MISKIN OR NOT MISKIN..???
oleh
Ahmad Rizal Khadapi, SH, SGI
Kalau berbicara soal kemisikinan,
sebenarnya saya bukanlah orang yang ahli. Karena memang saya tidak sedang
konsen meneliti pada masalah ini. Apalagi saya hidup bersama dengan kawan-kawan
yang keluarganya berlatang kurang mampu. Dulu almarhum paman saya, bang Opik
“miskin” adalah pejuang kaum marjinal. Ia mendirikan Lembaga Advokasi Rakyat
untuk Demokrasi (LARD) . satu lembaga yang berkedudukan di Mataram dan konsen
pada masalah ketertindasan rakyat, dari kasus KDRT, sampai kasus-kasus lain yang
menyangkut rakyat miskin. Beliau dekemudian hari mendapat sebutan Opik Miskin.

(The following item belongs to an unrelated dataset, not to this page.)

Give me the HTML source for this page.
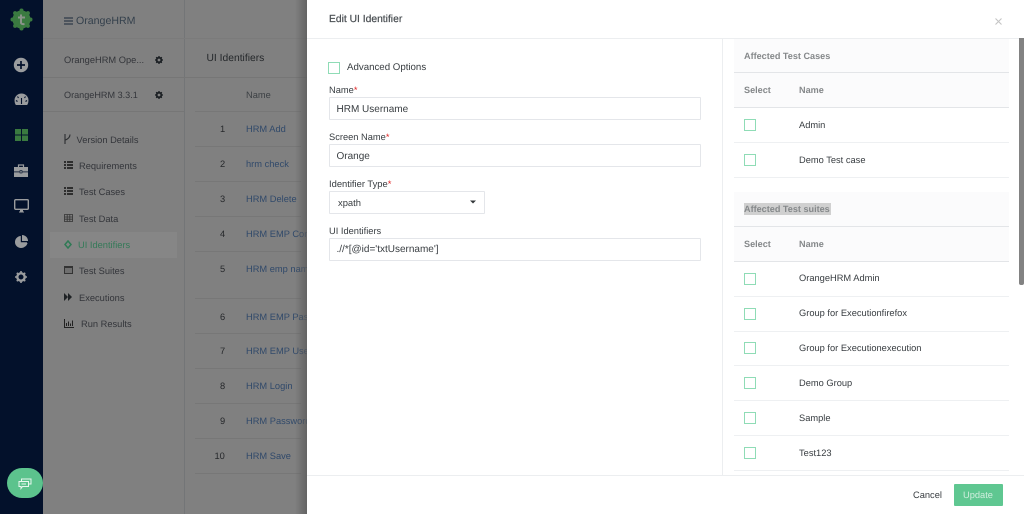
<!DOCTYPE html>
<html><head><meta charset="utf-8"><style>
html,body{margin:0;padding:0;width:1024px;height:514px;overflow:hidden;background:#fff}
body{font-family:"Liberation Sans",sans-serif;font-size:9.3px;position:relative;text-rendering:geometricPrecision}
#w{position:absolute;left:0;top:0;width:1024px;height:514px;overflow:hidden;filter:blur(.3px)}
#w div,#w svg{position:absolute}
.t{position:absolute;white-space:nowrap;line-height:12px;margin-top:1px}
.bg{background:#808080}
.dk{color:#26282b}
.lk{color:#30496a}
.nm{color:#33353a}
.rule{height:1px;background:#777}
.m{color:#383d41}
.v{font-size:10px}
.h{color:#85888a;font-weight:bold;font-size:9.1px}
.cb{width:10px;height:10px;border:1px solid #8fdcb6;background:#fff}
.inp{height:21px;border:1px solid #e4e6ea;background:#fff;border-radius:1px}
.l{height:1px;background:#eef0f2;left:734px;width:275px}
.l2{height:1px;background:#e3e5e8;left:734px;width:275px}
.s{color:#e02a2a}
</style></head><body><div id="w">

<div class="bg" style="left:0;top:0;width:310px;height:514px"></div>
<div style="left:0;top:0;width:43px;height:514px;background:#03112b"></div>
<div style="left:184px;top:0;width:1px;height:514px;background:#737577"></div>
<div class="rule" style="left:43px;top:38px;width:264px;background:#7b7b7b"></div>
<div class="rule" style="left:43px;top:77px;width:264px;background:#767676"></div>
<div class="rule" style="left:43px;top:111px;width:141px;background:#767676"></div>
<div style="left:50px;top:232px;width:127px;height:26px;background:#868686"></div>

<!-- logo -->
<svg style="left:10px;top:8px" width="23" height="23" viewBox="0 0 23 23"><g fill="#3a7a40"><circle cx="11.5" cy="11.5" r="9"/><circle cx="11.5" cy="2.5" r="2"/><circle cx="11.5" cy="20.5" r="2"/><circle cx="2.5" cy="11.5" r="2"/><circle cx="20.5" cy="11.5" r="2"/><circle cx="5.1" cy="5.1" r="2"/><circle cx="17.9" cy="5.1" r="2"/><circle cx="5.1" cy="17.9" r="2"/><circle cx="17.9" cy="17.9" r="2"/></g><path d="M11 6.5V14.5Q11 16.5 14.5 16M8 9.5H15" fill="none" stroke="#8a948a" stroke-width="2"/></svg>

<!-- sidebar icons -->
<svg style="left:13px;top:57px" width="16" height="16" viewBox="0 0 16 16"><circle cx="8" cy="8" r="7.2" fill="#9a9c9e"/><path d="M8 4v8M4 8h8" stroke="#03112b" stroke-width="1.7"/></svg>
<svg style="left:14px;top:93px" width="15" height="13" viewBox="0 0 15 13"><path d="M7.5 .5A7 7 0 0 0 .5 7.5Q.5 10 1.8 12H13.2Q14.5 10 14.500 7.500A7 7 0 0 0 7.500 .5Z" fill="#9a9c9e"/><path d="M7.500 11V5M3.500 8.500L2 7.500M11.500 8.500L13 7.500M4.500 5L3.500 3.500M10.500 5L11.500 3.500" stroke="#03112b" stroke-width="1.100"/></svg>
<svg style="left:15px;top:129px" width="13" height="12" viewBox="0 0 13 12"><g fill="#3a7a40"><rect width="6" height="5.500"/><rect x="7" width="6" height="5.500"/><rect y="6.500" width="6" height="5.500"/><rect x="7" y="6.500" width="6" height="5.500"/></g></svg>
<svg style="left:14px;top:164px" width="14" height="13" viewBox="0 0 14 13"><path d="M4.500 3V1h5v2" fill="none" stroke="#9a9c9e" stroke-width="1.200"/><rect y="3" width="14" height="4.500" fill="#9a9c9e"/><rect y="8.300" width="14" height="4.700" fill="#9a9c9e"/><rect x="6" y="6.500" width="2" height="2.500" fill="#9a9c9e" stroke="#03112b" stroke-width=".6"/></svg>
<svg style="left:14px;top:199px" width="15" height="14" viewBox="0 0 15 14"><rect x=".7" y=".7" width="13.600" height="9.600" rx="1" fill="none" stroke="#9a9c9e" stroke-width="1.400"/><path d="M5 13h5M6.500 10.500h2V13h-2z" stroke="#9a9c9e" fill="#9a9c9e"/></svg>
<svg style="left:15px;top:235px" width="13" height="13" viewBox="0 0 13 13"><path d="M5.800 1A6 6 0 1 0 12 7.200H5.800Z" fill="#9a9c9e"/><path d="M7 0A6 6 0 0 1 13 6H7ZM7.800 8H12.600Q11.800 10.500 10.400 11.500Z" fill="#9a9c9e"/></svg>
<svg style="left:15px;top:271px" width="12" height="12" viewBox="0 0 12 12"><circle cx="6" cy="6" r="3.700" fill="none" stroke="#9a9c9e" stroke-width="2.400"/><path d="M6 0v12M0 6h12M1.800 1.800l8.400 8.400M10.200 1.800l-8.400 8.400" stroke="#9a9c9e" stroke-width="1.600" stroke-dasharray="2.200 7.600"/></svg>

<!-- chat button -->
<div style="left:7px;top:468px;width:36px;height:30px;border-radius:15px;background:#5cc38d"></div>
<svg style="left:18px;top:478px" width="14" height="12" viewBox="0 0 14 12"><path d="M3.500 3V1H13V6H11M1 3.500H10.500V8.500H4.500L3 10.500V8.500H1ZM3.500 6H8" fill="none" stroke="#e8f7ef" stroke-width="1"/></svg>

<!-- header -->
<svg style="left:64px;top:17px" width="9" height="8" viewBox="0 0 9 8"><path d="M0 1h9M0 4h9M0 7h9" stroke="#2f3a48" stroke-width="1.300"/></svg>
<span class="t" style="left:76px;top:14px;font-size:10.600px;color:#34404c">OrangeHRM</span>
<span class="t nm" style="left:64px;top:53px">OrangeHRM Ope...</span>
<span class="t nm" style="left:64px;top:88px;font-size:9.100px">OrangeHRM 3.3.1</span>
<svg style="left:155px;top:56px" width="8" height="8" viewBox="0 0 12 12"><circle cx="6" cy="6" r="3.500" fill="none" stroke="#1c2024" stroke-width="2.800"/><path d="M6 0v12M0 6h12M1.800 1.800l8.400 8.400M10.200 1.800l-8.400 8.400" stroke="#1c2024" stroke-width="2" stroke-dasharray="2.200 7.600"/></svg>
<svg style="left:155px;top:91px" width="8" height="8" viewBox="0 0 12 12"><circle cx="6" cy="6" r="3.500" fill="none" stroke="#1c2024" stroke-width="2.800"/><path d="M6 0v12M0 6h12M1.800 1.800l8.400 8.400M10.200 1.800l-8.400 8.400" stroke="#1c2024" stroke-width="2" stroke-dasharray="2.200 7.600"/></svg>
<span class="t" style="left:206.500px;top:52px;font-size:10.300px;color:#24272a">UI Identifiers</span>
<span class="t" style="left:246px;top:88px;color:#3c4044">Name</span>
<div class="rule" style="left:195px;top:111px;width:106px"></div>

<!-- left menu -->
<svg style="left:64px;top:134px" width="7" height="10" viewBox="0 0 7 10"><path d="M1 0V10M6 0.500Q6 4 1.500 6" fill="none" stroke="#2b2d30" stroke-width="1.100"/></svg>
<span class="t nm" style="left:76.500px;top:133px">Version Details</span>
<svg style="left:64px;top:161px" width="9" height="8" viewBox="0 0 9 8"><path d="M0 1h2M3 1h6M0 4h2M3 4h6M0 7h2M3 7h6" stroke="#222" stroke-width="1.700"/></svg>
<span class="t nm" style="left:79px;top:159px">Requirements</span>
<svg style="left:64px;top:187px" width="9" height="8" viewBox="0 0 9 8"><path d="M0 1h2M3 1h6M0 4h2M3 4h6M0 7h2M3 7h6" stroke="#222" stroke-width="1.700"/></svg>
<span class="t nm" style="left:79px;top:185px">Test Cases</span>
<svg style="left:64px;top:214px" width="9" height="8" viewBox="0 0 9 8"><path d="M.5 .5h8v7h-8zM.5 3h8M.5 5.200h8M3.200 .5v7M5.800 .5v7" fill="none" stroke="#333" stroke-width=".8"/></svg>
<span class="t nm" style="left:79px;top:212px">Test Data</span>
<svg style="left:64px;top:240px" width="8" height="9" viewBox="0 0 8 9"><path d="M4 1L7 4.500L4 8L1 4.500Z" fill="none" stroke="#2f7a55" stroke-width="1.500"/></svg>
<span class="t" style="left:78px;top:238px;color:#347a58">UI Identifiers</span>
<svg style="left:64px;top:266px" width="9" height="8" viewBox="0 0 9 8"><rect width="9" height="8" fill="#333"/><rect x="1" y="2" width="7" height="5" fill="#6f6f6f"/></svg>
<span class="t nm" style="left:79px;top:264px">Test Suites</span>
<svg style="left:64px;top:293px" width="8" height="8" viewBox="0 0 8 8"><path d="M0 0L4 4L0 8ZM4 0L8 4L4 8Z" fill="#1f2225"/></svg>
<span class="t nm" style="left:79px;top:291px">Executions</span>
<svg style="left:64px;top:319px" width="10" height="9" viewBox="0 0 10 9"><path d="M.5 0V8.500H10M2.500 7V4M4.500 7V2.500M6.500 7V4.500M8.500 7V1.500" fill="none" stroke="#222" stroke-width="1"/></svg>
<span class="t nm" style="left:81px;top:317px">Run Results</span>

<!-- table rows -->
<span class="t dk" style="left:220px;top:122px">1</span><span class="t lk" style="left:246px;top:122px">HRM Add</span>
<span class="t dk" style="left:220px;top:157px">2</span><span class="t lk" style="left:246px;top:157px">hrm check</span>
<span class="t dk" style="left:220px;top:192px">3</span><span class="t lk" style="left:246px;top:192px">HRM Delete</span>
<span class="t dk" style="left:220px;top:227px">4</span><span class="t lk" style="left:246px;top:227px">HRM EMP Con</span>
<span class="t dk" style="left:220px;top:262px">5</span><span class="t lk" style="left:246px;top:262px">HRM emp nam</span>
<span class="t dk" style="left:220px;top:310px">6</span><span class="t lk" style="left:246px;top:310px">HRM EMP Pas</span>
<span class="t dk" style="left:220px;top:344px">7</span><span class="t lk" style="left:246px;top:344px">HRM EMP Use</span>
<span class="t dk" style="left:220px;top:379px">8</span><span class="t lk" style="left:246px;top:379px">HRM Login</span>
<span class="t dk" style="left:220px;top:414px">9</span><span class="t lk" style="left:246px;top:414px">HRM Password</span>
<span class="t dk" style="left:214.500px;top:449px">10</span><span class="t lk" style="left:246px;top:449px">HRM Save</span>
<div class="rule" style="left:195px;top:146px;width:106px"></div>
<div class="rule" style="left:195px;top:181px;width:106px"></div>
<div class="rule" style="left:195px;top:216px;width:106px"></div>
<div class="rule" style="left:195px;top:251px;width:106px"></div>
<div class="rule" style="left:195px;top:298px;width:106px"></div>
<div class="rule" style="left:195px;top:333px;width:106px"></div>
<div class="rule" style="left:195px;top:368px;width:106px"></div>
<div class="rule" style="left:195px;top:403px;width:106px"></div>
<div class="rule" style="left:195px;top:438px;width:106px"></div>
<div class="rule" style="left:195px;top:473px;width:106px"></div>
<div style="left:295px;top:0;width:12px;height:514px;background:linear-gradient(90deg,rgba(90,90,90,0),rgba(90,90,90,.75))"></div>

<!-- modal -->
<div style="left:307px;top:0;width:717px;height:514px;background:#fff"></div>
<div style="left:307px;top:38px;width:717px;height:1px;background:#eceef0"></div>
<div style="left:722px;top:39px;width:1px;height:436px;background:#eceef0"></div>
<div style="left:307px;top:475px;width:717px;height:1px;background:#eceef0"></div>
<span class="t" style="left:329px;top:13px;font-size:10.300px;color:#474c50;-webkit-text-stroke:.2px #474c50">Edit UI Identifier</span>
<svg style="left:995px;top:18px" width="7" height="7" viewBox="0 0 7 7"><path d="M.5 .5L6.500 6.500M6.500 .5L.5 6.500" stroke="#c4c4c4" stroke-width="1.100"/></svg>

<div class="cb" style="left:328px;top:62px"></div>
<span class="t m" style="left:347px;top:60.500px;font-size:9.700px">Advanced Options</span>
<span class="t m" style="left:329px;top:83px">Name<span class="s">*</span></span>
<div class="inp" style="left:329px;top:97px;width:370px"></div>
<span class="t m v" style="left:336.500px;top:102.500px">HRM Username</span>
<span class="t m" style="left:329px;top:130px">Screen Name<span class="s">*</span></span>
<div class="inp" style="left:329px;top:144px;width:370px"></div>
<span class="t m v" style="left:336.500px;top:149.500px">Orange</span>
<span class="t m" style="left:329px;top:177px;font-size:9.400px">Identifier Type<span class="s">*</span></span>
<div class="inp" style="left:329px;top:191px;width:154px"></div>
<span class="t m" style="left:338px;top:196px;font-size:9.400px">xpath</span>
<svg style="left:470px;top:200px" width="6" height="4" viewBox="0 0 6 4"><path d="M0 .5H6L3 3.500Z" fill="#33373a"/></svg>
<span class="t m" style="left:329px;top:224px">UI Identifiers</span>
<div class="inp" style="left:329px;top:238px;width:370px"></div>
<span class="t m v" style="left:336.500px;top:243px">.//*[@id='txtUsername']</span>

<!-- right panel -->
<div style="left:734px;top:39px;width:275px;height:68px;background:#fbfbfc"></div>
<div class="l2" style="top:72px"></div>
<div class="l2" style="top:107px"></div>
<span class="t h" style="left:744px;top:49px">Affected Test Cases</span>
<span class="t h" style="left:744px;top:83px">Select</span>
<span class="t h" style="left:799px;top:83px">Name</span>
<div class="cb" style="left:744px;top:119px"></div><span class="t m" style="left:799px;top:118px">Admin</span>
<div class="l" style="top:142px"></div>
<div class="cb" style="left:744px;top:154px"></div><span class="t m" style="left:799px;top:153px">Demo Test case</span>
<div class="l" style="top:177px"></div>

<div style="left:734px;top:192px;width:275px;height:69px;background:#fbfbfc"></div>
<div class="l2" style="top:226px"></div>
<div class="l2" style="top:261px"></div>
<div style="left:744px;top:203px;width:87px;height:12px;background:#d0d0d0"></div>
<span class="t h" style="left:744px;top:202px">Affected Test suites</span>
<span class="t h" style="left:744px;top:237px">Select</span>
<span class="t h" style="left:799px;top:237px">Name</span>
<div class="cb" style="left:744px;top:273px"></div><span class="t m" style="left:799px;top:271px">OrangeHRM Admin</span>
<div class="l" style="top:296px"></div>
<div class="cb" style="left:744px;top:308px"></div><span class="t m" style="left:799px;top:306px">Group for Executionfirefox</span>
<div class="l" style="top:331px"></div>
<div class="cb" style="left:744px;top:342px"></div><span class="t m" style="left:799px;top:341px">Group for Executionexecution</span>
<div class="l" style="top:365px"></div>
<div class="cb" style="left:744px;top:377px"></div><span class="t m" style="left:799px;top:376px">Demo Group</span>
<div class="l" style="top:400px"></div>
<div class="cb" style="left:744px;top:412px"></div><span class="t m" style="left:799px;top:411px">Sample</span>
<div class="l" style="top:435px"></div>
<div class="cb" style="left:744px;top:447px"></div><span class="t m" style="left:799px;top:446px">Test123</span>
<div class="l" style="top:470px"></div>

<div style="left:1019px;top:38px;width:5px;height:247px;background:#828282;border-radius:0 0 2px 2px"></div>

<span class="t m" style="left:913px;top:488px">Cancel</span>
<div style="left:954px;top:484px;width:49px;height:22px;background:#5fc791;border-radius:1px"></div>
<span class="t" style="left:963px;top:488px;color:#cfeedd">Update</span>
</div></body></html>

Saya kagum dengan perjuangan beliau.
Keluarga besar kami memang berlatar belakang keluarga kurang mampu secara
ekonomi. Dari keluarga petani tradisional yang mengandalkan hasil panen sebagai
bekal hidup. Semangat untuk berubah dan merubah orang lain telah mengantarkan
kami menempuh pendidikan sampai perguruan tinggi. Saya dan almarhum paman saya
beda generasi. Ia generasi 90-an termasuk salah seorang aktivis 98 yang
menentang orde baru dan menjatuhkan presiden ke-2 RI dari tampuk kekuasaannya.
Sedangkan saya generasi 09, yang tak tuntas turut serta mengadvokasi kasus Century.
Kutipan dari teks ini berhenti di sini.